OK, one reason for his bias is the Washington Post reporter works in the MSM. But he has other reasons -- ones that I completely agree with.

An excerpt:

To judge from the e-mails I received during the four years I spent on the White House beat, Post readers of all political ideologies agree: I am biased.

But in which direction?

A conservative magazine put me on its cover as "Dana 'Bias' Milbank." A liberal Web site made me its "Media Whore of the Week," and a posting on a liberal blog proposed "Whore" as my middle name. (I've decided to combine the "Bias" and "Whore" suggestions and make my middle name, simply, "Bore.")

In political journalism, complaints from ideologically driven readers come with the territory; sometimes I've gotten dueling complaints that I have betrayed my conservative and liberal biases in the same story. But I think the growing volume and the vitriol of the bias accusations are part of a new -- and dangerous -- development.

Partisans on the left and right have formed cottage industries devoted to discrediting what they dismissively call the "mainstream media" -- the networks, daily newspapers and newsmagazines. Their goal: to steer readers and viewers toward ideologically driven outlets that will confirm their own views and protect them from disagreeable facts. In an increasingly fragmented media world, ideologues have already devolved into parallel universes, in which liberals and conservatives can select talk radio hosts, cable news pundits and blogs that share their prejudices.

He then goes on to cite the PIPA study on the Separate Realities of Kerry and Bush Supporters -- a very important document, if I do say so myself.

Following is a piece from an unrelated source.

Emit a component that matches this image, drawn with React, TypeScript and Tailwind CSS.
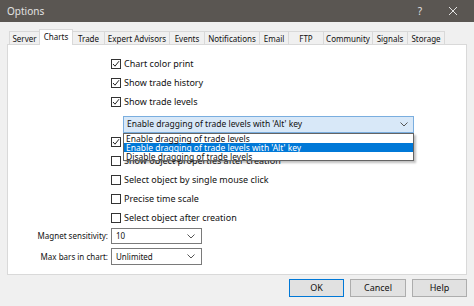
import React from "react";

const font = { fontFamily: '"Segoe UI", "Noto Sans", "Liberation Sans", sans-serif' };

function Chevron() {
  return (
    <svg width="8" height="5" viewBox="0 0 8 5" className="shrink-0">
      <path d="M0.5 0.5 L4 4 L7.5 0.5" fill="none" stroke="#555" strokeWidth="1" />
    </svg>
  );
}

function Check({ checked }: { checked?: boolean }) {
  return (
    <div className="w-[10px] h-[10px] border border-[#333] bg-white flex items-center justify-center shrink-0">
      {checked && (
        <svg width="8" height="8" viewBox="0 0 8 8">
          <path d="M1 4 L3 6.2 L7 1.2" fill="none" stroke="#222" strokeWidth="1" />
        </svg>
      )}
    </div>
  );
}

function Row({ label, checked }: { label: string; checked?: boolean }) {
  return (
    <div className="h-[19px] flex items-center gap-[3px] text-[9px] text-[#111] whitespace-nowrap">
      <Check checked={checked} />
      <span>{label}</span>
    </div>
  );
}

const tabs = [
  { t: "Server", w: 31 },
  { t: "Charts", w: 34, sel: true },
  { t: "Trade", w: 32 },
  { t: "Expert Advisors", w: 65 },
  { t: "Events", w: 35 },
  { t: "Notifications", w: 55 },
  { t: "Email", w: 29 },
  { t: "FTP", w: 35 },
  { t: "Community", w: 49 },
  { t: "Signals", w: 35 },
  { t: "Storage", w: 37 },
];

export default function App() {
  return (
    <div className="w-[474px] h-[306px] bg-[#f0f0f0] flex flex-col overflow-hidden" style={font}>
      <div className="h-[22px] bg-[#5a5652] flex items-center px-[7px] text-[#e2e2e2] shrink-0">
        <span className="text-[10px]">Options</span>
        <span className="ml-auto mr-[26px] text-[10px]">?</span>
        <svg width="10" height="10" viewBox="0 0 10 10" className="mr-[9px]">
          <path d="M1 1 L9 9 M9 1 L1 9" stroke="#e2e2e2" strokeWidth="1" />
        </svg>
      </div>
      <div className="flex flex-col px-[7px] pt-[7px]">
        <div className="flex items-end h-[16px] pl-[2px]">
          {tabs.map((tb, i) => (
            <div
              key={tb.t}
              style={{ width: tb.w }}
              className={
                tb.sel
                  ? "h-[16px] bg-white border-t border-x border-[#d9d9d9] flex items-start justify-center pt-[1px] text-[8px] text-[#111] -ml-[1px] relative z-10 whitespace-nowrap"
                  : i === 0
                  ? "h-[14px] bg-[#f0f0f0] border-t border-x border-[#d9d9d9] flex items-center justify-center text-[8px] text-[#111] whitespace-nowrap"
                  : "h-[14px] bg-[#f0f0f0] border-t border-r border-[#d9d9d9] flex items-center justify-center text-[8px] text-[#111] whitespace-nowrap"
              }
            >
              {tb.t}
            </div>
          ))}
        </div>
        <div className="h-[231px] bg-white border border-[#d9d9d9] -mt-[1px] relative pt-[9px] pl-[103px]">
          <Row label="Chart color print" checked />
          <Row label="Show trade history" checked />
          <Row label="Show trade levels" checked />
          <div className="ml-[12px] mt-[5px] w-[291px] h-[17px] bg-[#d8e8f8] border border-[#7aaedf] flex items-center pl-[3px] pr-[5px] text-[8.5px] text-[#111] whitespace-nowrap">
            <span>Enable dragging of trade levels with 'Alt' key</span>
            <span className="ml-auto"><Chevron /></span>
          </div>
          <div className="mt-[-1px]">
            <Row label="Show chart trade levels" checked />
            <Row label="Show object properties after creation" />
            <Row label="Select object by single mouse click" />
            <Row label="Precise time scale" />
            <Row label="Select object after creation" />
          </div>
          <div className="absolute left-[115px] top-[88px] w-[291px] bg-white border border-[#646464] shadow-[2px_2px_2px_rgba(0,0,0,0.25)] text-[8.5px] leading-[9px] whitespace-nowrap">
            <div className="h-[9px] pl-[2px] text-[#111]">Enable dragging of trade levels</div>
            <div className="h-[9px] pl-[2px] bg-[#0078d7] text-white">Enable dragging of trade levels with 'Alt' key</div>
            <div className="h-[8px] pl-[2px] text-[#111]">Disable dragging of trade levels</div>
          </div>
          <div className="absolute left-0 top-[183px] flex flex-col gap-[4px] text-[8px] text-[#111] whitespace-nowrap">
            <div className="flex items-center h-[16px]">
              <span className="w-[103px] text-right pr-[3px]">Magnet sensitivity:</span>
              <div className="w-[91px] h-[16px] border border-[#7a7a7a] bg-white flex items-center pl-[4px] pr-[6px]">
                <span>10</span>
                <span className="ml-auto"><Chevron /></span>
              </div>
            </div>
            <div className="flex items-center h-[17px]">
              <span className="w-[103px] text-right pr-[3px]">Max bars in chart:</span>
              <div className="w-[91px] h-[17px] border border-[#7a7a7a] bg-white flex items-center pl-[4px] pr-[6px]">
                <span>Unlimited</span>
                <span className="ml-auto"><Chevron /></span>
              </div>
            </div>
          </div>
        </div>
        <div className="flex justify-end gap-[6px] mt-[4px] text-[9px] text-[#111]">
          <div className="w-[55px] h-[18px] bg-[#e1e1e1] border border-[#0078d7] flex items-center justify-center">OK</div>
          <div className="w-[56px] h-[18px] bg-[#e1e1e1] border border-[#adadad] flex items-center justify-center">Cancel</div>
          <div className="w-[55px] h-[18px] bg-[#e1e1e1] border border-[#adadad] flex items-center justify-center">Help</div>
        </div>
      </div>
    </div>
  );
}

BTW, the recent State of the News Media 2005 report, released by the Project for Excellence in Journalism and the Committee of Concerned Journalists, thinks this whole audience fragmentation thing along ideological lines is overblown:

"The overwhelming majority of Americans say they prefer independent, non-partisan news media. So, apparently, do advertisers and investors. In addition, distrusting the media does not correlate to how or whether people use it," the report said in its trends overview.